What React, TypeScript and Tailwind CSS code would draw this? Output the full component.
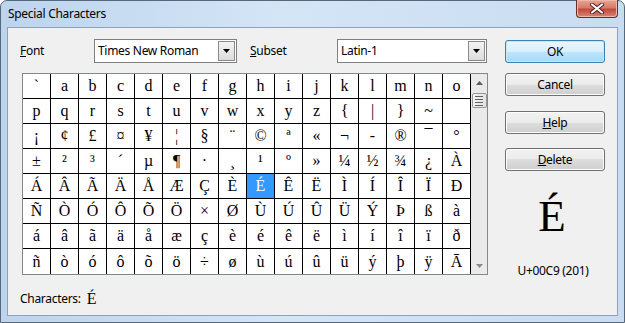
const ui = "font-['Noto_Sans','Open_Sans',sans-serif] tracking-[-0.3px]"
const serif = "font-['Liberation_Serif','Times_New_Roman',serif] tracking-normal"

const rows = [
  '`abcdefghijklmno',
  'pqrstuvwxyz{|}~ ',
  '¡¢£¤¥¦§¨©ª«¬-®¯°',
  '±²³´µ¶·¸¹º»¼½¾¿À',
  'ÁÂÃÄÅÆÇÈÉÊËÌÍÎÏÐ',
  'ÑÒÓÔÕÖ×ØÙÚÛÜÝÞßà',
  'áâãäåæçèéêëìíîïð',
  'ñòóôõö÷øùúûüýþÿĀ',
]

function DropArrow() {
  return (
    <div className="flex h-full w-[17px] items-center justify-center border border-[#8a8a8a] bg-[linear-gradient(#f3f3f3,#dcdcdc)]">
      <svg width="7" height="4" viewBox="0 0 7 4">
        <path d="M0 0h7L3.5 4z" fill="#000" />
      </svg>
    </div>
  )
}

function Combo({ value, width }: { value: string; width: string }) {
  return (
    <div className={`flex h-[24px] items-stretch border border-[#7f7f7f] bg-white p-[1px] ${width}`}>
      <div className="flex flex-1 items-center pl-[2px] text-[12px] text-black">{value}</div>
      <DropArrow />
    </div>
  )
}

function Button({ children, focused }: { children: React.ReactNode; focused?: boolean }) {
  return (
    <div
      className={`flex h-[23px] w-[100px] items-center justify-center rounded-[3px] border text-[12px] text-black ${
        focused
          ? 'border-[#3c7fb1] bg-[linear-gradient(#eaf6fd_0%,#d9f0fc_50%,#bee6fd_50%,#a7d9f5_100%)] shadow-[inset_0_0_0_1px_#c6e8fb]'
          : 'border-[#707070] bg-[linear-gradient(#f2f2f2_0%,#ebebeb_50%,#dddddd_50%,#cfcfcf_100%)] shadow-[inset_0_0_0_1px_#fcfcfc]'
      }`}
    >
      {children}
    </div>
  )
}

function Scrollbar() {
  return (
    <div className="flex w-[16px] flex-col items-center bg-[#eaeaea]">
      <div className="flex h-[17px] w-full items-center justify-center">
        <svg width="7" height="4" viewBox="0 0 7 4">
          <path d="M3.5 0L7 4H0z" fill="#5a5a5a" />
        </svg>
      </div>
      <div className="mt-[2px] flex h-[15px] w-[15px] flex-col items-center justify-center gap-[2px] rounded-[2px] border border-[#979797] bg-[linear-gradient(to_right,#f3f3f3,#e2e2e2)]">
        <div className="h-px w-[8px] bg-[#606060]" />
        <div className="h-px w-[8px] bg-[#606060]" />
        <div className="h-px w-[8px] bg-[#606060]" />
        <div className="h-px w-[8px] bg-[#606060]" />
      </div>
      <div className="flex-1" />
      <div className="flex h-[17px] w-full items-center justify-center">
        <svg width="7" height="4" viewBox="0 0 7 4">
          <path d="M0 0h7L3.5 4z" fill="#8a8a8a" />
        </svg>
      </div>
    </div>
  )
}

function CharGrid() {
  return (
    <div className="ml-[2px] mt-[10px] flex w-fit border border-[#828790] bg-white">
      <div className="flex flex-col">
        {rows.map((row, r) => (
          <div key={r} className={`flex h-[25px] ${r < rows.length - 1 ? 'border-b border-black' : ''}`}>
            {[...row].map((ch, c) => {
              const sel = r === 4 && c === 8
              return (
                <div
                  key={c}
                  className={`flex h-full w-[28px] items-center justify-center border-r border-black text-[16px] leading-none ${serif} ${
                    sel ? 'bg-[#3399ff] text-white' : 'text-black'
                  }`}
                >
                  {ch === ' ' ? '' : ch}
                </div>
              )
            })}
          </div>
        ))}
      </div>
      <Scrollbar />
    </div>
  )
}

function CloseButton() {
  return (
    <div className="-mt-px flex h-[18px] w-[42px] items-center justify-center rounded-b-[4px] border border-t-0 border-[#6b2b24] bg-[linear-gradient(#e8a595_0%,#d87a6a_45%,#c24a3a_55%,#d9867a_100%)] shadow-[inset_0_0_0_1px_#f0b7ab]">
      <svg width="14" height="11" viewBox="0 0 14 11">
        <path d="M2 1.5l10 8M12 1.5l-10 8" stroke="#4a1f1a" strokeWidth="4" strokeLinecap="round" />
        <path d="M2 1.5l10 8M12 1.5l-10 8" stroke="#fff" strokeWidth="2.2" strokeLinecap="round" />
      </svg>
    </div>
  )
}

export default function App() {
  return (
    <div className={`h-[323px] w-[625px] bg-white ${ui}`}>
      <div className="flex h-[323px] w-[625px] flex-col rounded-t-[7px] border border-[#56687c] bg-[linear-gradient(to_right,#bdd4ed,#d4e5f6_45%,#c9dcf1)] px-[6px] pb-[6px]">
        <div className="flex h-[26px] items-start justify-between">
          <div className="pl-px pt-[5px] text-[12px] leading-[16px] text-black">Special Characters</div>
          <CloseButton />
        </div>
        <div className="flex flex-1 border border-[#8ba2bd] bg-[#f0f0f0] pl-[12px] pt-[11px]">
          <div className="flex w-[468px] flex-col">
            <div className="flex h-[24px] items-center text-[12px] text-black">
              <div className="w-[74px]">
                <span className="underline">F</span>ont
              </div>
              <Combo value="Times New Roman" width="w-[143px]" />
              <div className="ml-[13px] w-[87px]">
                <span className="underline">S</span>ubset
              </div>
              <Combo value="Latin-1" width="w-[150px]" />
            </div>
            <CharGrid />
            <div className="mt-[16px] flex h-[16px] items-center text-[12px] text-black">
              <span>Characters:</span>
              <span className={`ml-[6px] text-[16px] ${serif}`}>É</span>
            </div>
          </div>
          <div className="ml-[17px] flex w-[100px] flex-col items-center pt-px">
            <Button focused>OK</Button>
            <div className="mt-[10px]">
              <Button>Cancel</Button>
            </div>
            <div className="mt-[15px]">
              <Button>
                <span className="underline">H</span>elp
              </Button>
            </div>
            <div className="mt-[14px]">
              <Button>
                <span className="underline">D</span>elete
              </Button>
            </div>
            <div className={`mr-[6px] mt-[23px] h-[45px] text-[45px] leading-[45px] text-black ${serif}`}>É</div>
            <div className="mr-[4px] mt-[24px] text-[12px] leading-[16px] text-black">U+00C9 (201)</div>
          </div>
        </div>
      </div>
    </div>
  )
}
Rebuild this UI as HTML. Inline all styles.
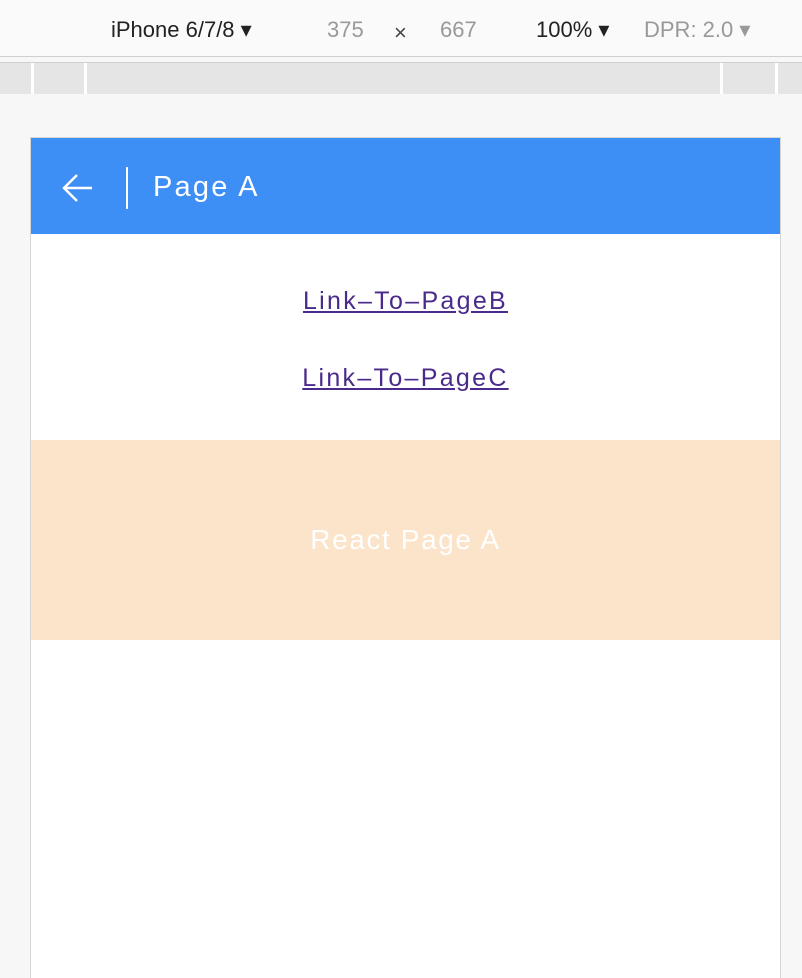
● ● ● ● ●
● Exercise brief: Copy every line above word for word and exclude the pictures.

● Reply:
What React, TypeScript and Tailwind CSS code would draw this? Output the full component.
const ui = "font-['Noto_Sans','Open_Sans',sans-serif] tracking-[-0.3px]"
const serif = "font-['Liberation_Serif','Times_New_Roman',serif] tracking-normal"

const rows = [
  '`abcdefghijklmno',
  'pqrstuvwxyz{|}~ ',
  '¡¢£¤¥¦§¨©ª«¬-®¯°',
  '±²³´µ¶·¸¹º»¼½¾¿À',
  'ÁÂÃÄÅÆÇÈÉÊËÌÍÎÏÐ',
  'ÑÒÓÔÕÖ×ØÙÚÛÜÝÞßà',
  'áâãäåæçèéêëìíîïð',
  'ñòóôõö÷øùúûüýþÿĀ',
]

function DropArrow() {
  return (
    <div className="flex h-full w-[17px] items-center justify-center border border-[#8a8a8a] bg-[linear-gradient(#f3f3f3,#dcdcdc)]">
      <svg width="7" height="4" viewBox="0 0 7 4">
        <path d="M0 0h7L3.5 4z" fill="#000" />
      </svg>
    </div>
  )
}

function Combo({ value, width }: { value: string; width: string }) {
  return (
    <div className={`flex h-[24px] items-stretch border border-[#7f7f7f] bg-white p-[1px] ${width}`}>
      <div className="flex flex-1 items-center pl-[2px] text-[12px] text-black">{value}</div>
      <DropArrow />
    </div>
  )
}

function Button({ children, focused }: { children: React.ReactNode; focused?: boolean }) {
  return (
    <div
      className={`flex h-[23px] w-[100px] items-center justify-center rounded-[3px] border text-[12px] text-black ${
        focused
          ? 'border-[#3c7fb1] bg-[linear-gradient(#eaf6fd_0%,#d9f0fc_50%,#bee6fd_50%,#a7d9f5_100%)] shadow-[inset_0_0_0_1px_#c6e8fb]'
          : 'border-[#707070] bg-[linear-gradient(#f2f2f2_0%,#ebebeb_50%,#dddddd_50%,#cfcfcf_100%)] shadow-[inset_0_0_0_1px_#fcfcfc]'
      }`}
    >
      {children}
    </div>
  )
}

function Scrollbar() {
  return (
    <div className="flex w-[16px] flex-col items-center bg-[#eaeaea]">
      <div className="flex h-[17px] w-full items-center justify-center">
        <svg width="7" height="4" viewBox="0 0 7 4">
          <path d="M3.5 0L7 4H0z" fill="#5a5a5a" />
        </svg>
      </div>
      <div className="mt-[2px] flex h-[15px] w-[15px] flex-col items-center justify-center gap-[2px] rounded-[2px] border border-[#979797] bg-[linear-gradient(to_right,#f3f3f3,#e2e2e2)]">
        <div className="h-px w-[8px] bg-[#606060]" />
        <div className="h-px w-[8px] bg-[#606060]" />
        <div className="h-px w-[8px] bg-[#606060]" />
        <div className="h-px w-[8px] bg-[#606060]" />
      </div>
      <div className="flex-1" />
      <div className="flex h-[17px] w-full items-center justify-center">
        <svg width="7" height="4" viewBox="0 0 7 4">
          <path d="M0 0h7L3.5 4z" fill="#8a8a8a" />
        </svg>
      </div>
    </div>
  )
}

function CharGrid() {
  return (
    <div className="ml-[2px] mt-[10px] flex w-fit border border-[#828790] bg-white">
      <div className="flex flex-col">
        {rows.map((row, r) => (
          <div key={r} className={`flex h-[25px] ${r < rows.length - 1 ? 'border-b border-black' : ''}`}>
            {[...row].map((ch, c) => {
              const sel = r === 4 && c === 8
              return (
                <div
                  key={c}
                  className={`flex h-full w-[28px] items-center justify-center border-r border-black text-[16px] leading-none ${serif} ${
                    sel ? 'bg-[#3399ff] text-white' : 'text-black'
                  }`}
                >
                  {ch === ' ' ? '' : ch}
                </div>
              )
            })}
          </div>
        ))}
      </div>
      <Scrollbar />
    </div>
  )
}

function CloseButton() {
  return (
    <div className="-mt-px flex h-[18px] w-[42px] items-center justify-center rounded-b-[4px] border border-t-0 border-[#6b2b24] bg-[linear-gradient(#e8a595_0%,#d87a6a_45%,#c24a3a_55%,#d9867a_100%)] shadow-[inset_0_0_0_1px_#f0b7ab]">
      <svg width="14" height="11" viewBox="0 0 14 11">
        <path d="M2 1.5l10 8M12 1.5l-10 8" stroke="#4a1f1a" strokeWidth="4" strokeLinecap="round" />
        <path d="M2 1.5l10 8M12 1.5l-10 8" stroke="#fff" strokeWidth="2.2" strokeLinecap="round" />
      </svg>
    </div>
  )
}

export default function App() {
  return (
    <div className={`h-[323px] w-[625px] bg-white ${ui}`}>
      <div className="flex h-[323px] w-[625px] flex-col rounded-t-[7px] border border-[#56687c] bg-[linear-gradient(to_right,#bdd4ed,#d4e5f6_45%,#c9dcf1)] px-[6px] pb-[6px]">
        <div className="flex h-[26px] items-start justify-between">
          <div className="pl-px pt-[5px] text-[12px] leading-[16px] text-black">Special Characters</div>
          <CloseButton />
        </div>
        <div className="flex flex-1 border border-[#8ba2bd] bg-[#f0f0f0] pl-[12px] pt-[11px]">
          <div className="flex w-[468px] flex-col">
            <div className="flex h-[24px] items-center text-[12px] text-black">
              <div className="w-[74px]">
                <span className="underline">F</span>ont
              </div>
              <Combo value="Times New Roman" width="w-[143px]" />
              <div className="ml-[13px] w-[87px]">
                <span className="underline">S</span>ubset
              </div>
              <Combo value="Latin-1" width="w-[150px]" />
            </div>
            <CharGrid />
            <div className="mt-[16px] flex h-[16px] items-center text-[12px] text-black">
              <span>Characters:</span>
              <span className={`ml-[6px] text-[16px] ${serif}`}>É</span>
            </div>
          </div>
          <div className="ml-[17px] flex w-[100px] flex-col items-center pt-px">
            <Button focused>OK</Button>
            <div className="mt-[10px]">
              <Button>Cancel</Button>
            </div>
            <div className="mt-[15px]">
              <Button>
                <span className="underline">H</span>elp
              </Button>
            </div>
            <div className="mt-[14px]">
              <Button>
                <span className="underline">D</span>elete
              </Button>
            </div>
            <div className={`mr-[6px] mt-[23px] h-[45px] text-[45px] leading-[45px] text-black ${serif}`}>É</div>
            <div className="mr-[4px] mt-[24px] text-[12px] leading-[16px] text-black">U+00C9 (201)</div>
          </div>
        </div>
      </div>
    </div>
  )
}
Rebuild this UI as HTML. Inline all styles.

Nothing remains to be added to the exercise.